In this repo, we provide the PyTorch code to do inference with our best checkpoint, trained on the AudioSet dev subset. We do not provide code to train our models, but it is heavily based on PANNs: Large-Scale Pretrained Audio Neural Networks for Audio Pattern Recognition, thanks a lot to Qiuqiang Kong and colleagues for their amazing open-source work! We are currently working on modernizing the code base, and hopefully we'll release it some day.
conda env create -f environment.yml
There are many packages listed in environment.yml that are not actually needed to use our ConvNeXt model.
The most important ones are:
- pytorch 1.11.0 but more recent 1.* versions should work (maybe 2.* also),
- torchlibrosa, needed to generate log mel spectrograms just as in PANN.
Create a checkpoints
directory, in which a checkpoint should be added.
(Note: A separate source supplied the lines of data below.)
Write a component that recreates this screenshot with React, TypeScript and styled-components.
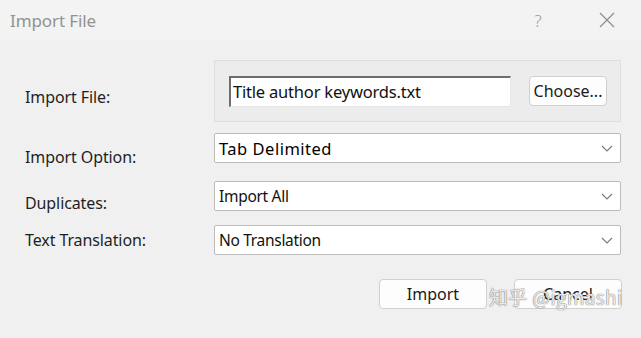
import styled, { createGlobalStyle } from "styled-components";

const Global = createGlobalStyle`
  html, body {
    margin: 0;
    padding: 0;
    background: #f0f0f0;
  }
  * {
    box-sizing: border-box;
  }
`;

const Dialog = styled.div`
  position: relative;
  width: 641px;
  height: 338px;
  background: #f0f0f0;
  font-family: "Noto Sans", "Open Sans", sans-serif;
  color: #1a1a1a;
  overflow: hidden;
`;

const TitleBar = styled.div`
  display: flex;
  align-items: center;
  height: 40px;
  padding: 0 10px 0 10px;
  background: #f3f3f3;
`;

const TitleText = styled.span`
  flex: 1;
  font-size: 17px;
  color: #929292;
  letter-spacing: -0.1px;
`;

const TitleButton = styled.span<{ $ml?: number }>`
  display: flex;
  align-items: center;
  justify-content: center;
  width: 48px;
  height: 40px;
  margin-left: ${(p) => p.$ml ?? 0}px;
  color: #9a9a9a;
  font-size: 17px;
  font-weight: 300;
`;

const Body = styled.div`
  display: grid;
  grid-template-columns: 190px 406px;
  padding: 20px 0 0 25px;
  align-items: center;
`;

const Label = styled.span<{ $h: number }>`
  display: flex;
  align-items: center;
  height: ${(p) => p.$h}px;
  font-size: 16px;
  letter-spacing: -0.1px;
  color: #1f1f1f;
`;

const FileGroup = styled.div`
  display: flex;
  align-items: center;
  gap: 18px;
  height: 62px;
  margin-left: -1px;
  padding: 0 13px 0 14px;
  border: 1px solid #dedede;
  background: #ececec;
  margin-bottom: 11px;
`;

const FileInput = styled.div`
  width: 282px;
  height: 31px;
  background: #fff;
  border-top: 2px solid #6d6d6d;
  border-left: 2px solid #6d6d6d;
  border-right: 1px solid #e6e6e6;
  border-bottom: 1px solid #e6e6e6;
  display: flex;
  align-items: center;
  padding-left: 2px;
  font-size: 16.5px;
  letter-spacing: -0.2px;
  color: #111;
`;

const PushButton = styled.button<{ $w: number }>`
  width: ${(p) => p.$w}px;
  height: 30px;
  border: 1px solid #d0d0d0;
  border-radius: 4px;
  background: #fdfdfd;
  font-family: "Noto Sans", "Open Sans", sans-serif;
  font-size: 16px;
  color: #1a1a1a;
  padding: 0;
`;

const Select = styled.div<{ $mb: number; $strong?: boolean }>`
  display: flex;
  align-items: center;
  justify-content: space-between;
  height: 30px;
  margin-left: -1px;
  margin-bottom: ${(p) => p.$mb}px;
  padding: 0 6px 0 4px;
  background: #fff;
  border: 1px solid #bdbdbd;
  border-radius: 2px;
  font-size: ${(p) => (p.$strong ? 16.5 : 15.5)}px;
  letter-spacing: ${(p) => (p.$strong ? 0.5 : -0.3)}px;
  color: ${(p) => (p.$strong ? "#000" : "#111")};
`;

const Footer = styled.div`
  display: flex;
  justify-content: flex-end;
  gap: 27px;
  padding: 24px 19px 0 0;
`;

const Watermark = styled.div`
  position: absolute;
  left: 489px;
  top: 283px;
  font-family: "Noto Sans CJK SC", "Noto Sans", sans-serif;
  font-size: 19px;
  color: rgba(255, 255, 255, 0.85);
  text-shadow: 0 0 1px #777, 0 0 1px #777;
  letter-spacing: 0.3px;
`;

const Chevron = () => (
  <svg width="14" height="14" viewBox="0 0 14 14">
    <path d="M2 5 L7 10 L12 5" fill="none" stroke="#7a7a7a" strokeWidth="1.1" />
  </svg>
);

const CloseIcon = () => (
  <svg width="16" height="16" viewBox="0 0 16 16">
    <path d="M1 1 L15 15 M15 1 L1 15" stroke="#8c8c8c" strokeWidth="1.2" />
  </svg>
);

export default function App() {
  return (
    <Dialog>
      <Global />
      <TitleBar>
        <TitleText>Import File</TitleText>
        <TitleButton>?</TitleButton>
        <TitleButton $ml={21}>
          <CloseIcon />
        </TitleButton>
      </TitleBar>
      <Body>
        <Label $h={73}>Import File:</Label>
        <FileGroup>
          <FileInput>Title author keywords.txt</FileInput>
          <PushButton $w={78}>Choose...</PushButton>
        </FileGroup>
        <Label $h={48}>Import Option:</Label>
        <Select $mb={18} $strong>
          Tab Delimited
          <Chevron />
        </Select>
        <Label $h={44}>Duplicates:</Label>
        <Select $mb={14}>
          Import All
          <Chevron />
        </Select>
        <Label $h={30}>Text Translation:</Label>
        <Select $mb={0}>
          No Translation
          <Chevron />
        </Select>
      </Body>
      <Footer>
        <PushButton $w={108}>Import</PushButton>
        <PushButton $w={108}>Cancel</PushButton>
      </Footer>
      <Watermark>知乎 @igmashi</Watermark>
    </Dialog>
  );
}
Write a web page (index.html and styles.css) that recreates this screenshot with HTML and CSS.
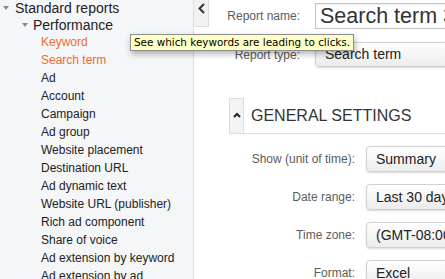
FILE: index.html
```html
<!DOCTYPE html>
<html lang="en">
<head>
  <meta charset="UTF-8" />
  <title>Report settings</title>
  <link rel="stylesheet" href="styles.css">
</head>
<body>
  <div class="page">
    <aside class="sidebar">
      <div class="tree-root"><span class="caret"></span>Standard reports</div>
      <div class="tree-group"><span class="caret"></span>Performance</div>
      <ul class="reports">
        <li class="active">Keyword</li>
        <li class="active">Search term</li>
        <li>Ad</li>
        <li>Account</li>
        <li>Campaign</li>
        <li>Ad group</li>
        <li>Website placement</li>
        <li>Destination URL</li>
        <li>Ad dynamic text</li>
        <li>Website URL (publisher)</li>
        <li>Rich ad component</li>
        <li>Share of voice</li>
        <li>Ad extension by keyword</li>
        <li>Ad extension by ad</li>
      </ul>
    </aside>

    <div class="main">
      <div class="toggle">
        <svg width="14" height="26" viewBox="0 0 14 26">
          <polyline points="10,4 5.5,8.5 10,13" fill="none" stroke="#333" stroke-width="2" />
        </svg>
      </div>

      <div class="content">
        <div class="top-form">
          <label class="label">Report name:</label>
          <input class="name-input" type="text" value="Search term 3">
          <label class="label">Report type:</label>
          <div class="select">Search term</div>
        </div>

        <div class="section">
          <div class="section-head">
            <div class="collapse">
              <svg width="14" height="34" viewBox="0 0 14 34">
                <polyline points="4,18 7,15 10,18" fill="none" stroke="#222" stroke-width="2" />
              </svg>
            </div>
            <h2>GENERAL SETTINGS</h2>
          </div>
          <div class="settings">
            <label class="label">Show (unit of time):</label>
            <div class="select">Summary</div>
            <label class="label">Date range:</label>
            <div class="select">Last 30 days</div>
            <label class="label">Time zone:</label>
            <div class="select">(GMT-08:00) Pacific Time</div>
            <label class="label">Format:</label>
            <div class="select">Excel</div>
          </div>
        </div>
      </div>
    </div>

    <div class="tooltip">See which keywords are leading to clicks.</div>
  </div>
</body>
</html>
```

FILE: styles.css
```css
body {
  margin: 0;
  font-family: 'Liberation Sans', Arial, sans-serif;
  color: #222;
  overflow: hidden;
}
.page {
  position: relative;
  display: flex;
  height: 279px;
  width: 445px;
  overflow: hidden;
}
.sidebar {
  flex: none;
  width: 193px;
  background: #f5f6f8;
  border-right: 1px solid #dcdde0;
}
.caret {
  display: inline-block;
  width: 0;
  height: 0;
  border-left: 3.5px solid transparent;
  border-right: 3.5px solid transparent;
  border-top: 4px solid #8a8a8a;
}
.tree-root {
  display: flex;
  align-items: center;
  height: 17px;
  margin-top: -1px;
  padding-left: 3px;
  font-size: 14px;
}
.tree-root .caret {
  margin-right: 6px;
}
.tree-group {
  display: flex;
  align-items: center;
  height: 17px;
  padding-left: 22px;
  font-size: 14px;
}
.tree-group .caret {
  margin-right: 5px;
}
.reports {
  list-style: none;
  margin: 0;
  padding: 0 0 0 41px;
  font-size: 12px;
  line-height: 18px;
}
.reports li {
  white-space: nowrap;
}
.reports li.active {
  color: #f26a2c;
}
.main {
  flex: 1;
  display: flex;
  min-width: 0;
}
.toggle {
  flex: none;
  align-self: flex-start;
  width: 14px;
  height: 26px;
  background: #f1f2f4;
  border-right: 1px solid #dcdde0;
  border-bottom: 1px solid #dcdde0;
}
.toggle svg {
  display: block;
}
.content {
  flex: 1;
  min-width: 0;
}
.label {
  color: #5c5c5c;
  font-size: 12px;
  text-align: right;
  white-space: nowrap;
}
.top-form {
  display: grid;
  grid-template-columns: 91px 200px;
  column-gap: 15px;
  row-gap: 13px;
  align-items: center;
  padding-top: 3px;
}
.name-input {
  box-sizing: border-box;
  width: 200px;
  height: 26px;
  margin: 0;
  padding: 0 4px;
  border: 1px solid #c4c4c4;
  box-shadow: inset 0 1px 2px rgba(0,0,0,0.08);
  font-family: 'Liberation Sans', Arial, sans-serif;
  font-size: 21.5px;
  color: #333;
}
.select {
  box-sizing: border-box;
  width: 170px;
  height: 25px;
  padding-left: 9px;
  line-height: 23px;
  border: 1px solid #d0d0d0;
  border-radius: 4px;
  background: linear-gradient(#fff, #ececec);
  box-shadow: 0 1px 2px rgba(0,0,0,0.15);
  font-size: 14px;
  color: #222;
  white-space: nowrap;
}
.section {
  margin: 31px 0 0 20px;
}
.section-head {
  display: flex;
  align-items: center;
  border-bottom: 1px solid #dedede;
}
.collapse {
  box-sizing: border-box;
  width: 15px;
  height: 35px;
  background: #f2f3f5;
  border: 1px solid #dcdde0;
  border-bottom: none;
}
.collapse svg {
  display: block;
}
.section-head h2 {
  margin: 0 0 0 7px;
  font-size: 16px;
  font-weight: normal;
  color: #333;
  white-space: nowrap;
}
.settings {
  display: grid;
  grid-template-columns: 126px 170px;
  column-gap: 11px;
  row-gap: 12px;
  align-items: center;
  padding-top: 12px;
}
.settings .select {
  height: 26px;
  line-height: 24px;
}
.tooltip {
  position: absolute;
  left: 130px;
  top: 34px;
  padding: 1px 3px 2px;
  background: #ffffc6;
  border: 1px solid #8d8d8d;
  box-shadow: 1px 3px 6px rgba(0,0,0,0.3);
  font-family: 'DejaVu Sans', sans-serif;
  font-size: 10.4px;
  line-height: 12px;
  color: #000;
  white-space: nowrap;
}
```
A checkpoint is available on Zenodo: https://zenodo.org/record/8020843
Get the convnext_tiny_471mAP.pth
one to do audio tagging and embedding extraction.
The following results were obtained on the AudioSet test set:
mAP | 0.471 |
---|---|
AUC | 0.973 |
d-prime | 3.071 |
A second checkpoint is also available, in case you are interested in doing experiments on the AudioCaps dataset (audio captioning and audio-text retrieval).
The script demo_convnext.py
provides an example of how to do audio tagging on a single audio file, provided in the audio_samples
directory.
It will give the following output:
predictions:
[ 0 137 138 139 151 506]
You can associate the corresponding tag names to these indexes thank to the file metadata/class_labels_indices.csv
:
[ 0 137 138 139 151 506] Speech; Music; Musical instrument; Plucked string instrument; Ukulele; Inside, small room
When the ground-truth is for this recording, as given in audio_samples/f62-S-v2swA_200000_210000_labels.txt
:
[ 0 137 151] Speech; Music; Ukulele;
If you find this work useful, please consider citing our paper, to be presented at INTERSPEECH 2023:
Pellegrini, T., Khalfaoui-Hassani, I., Labbé, E., & Masquelier, T. (2023). Adapting a ConvNeXt model to audio classification on AudioSet. arXiv preprint arXiv:2306.00830.
@misc{pellegrini2023adapting,
title={{Adapting a ConvNeXt model to audio classification on AudioSet}},
author={Thomas Pellegrini and Ismail Khalfaoui-Hassani and Etienne Labbé and Timothée Masquelier},
year={2023},
eprint={2306.00830},
archivePrefix={arXiv},
primaryClass={cs.SD}
}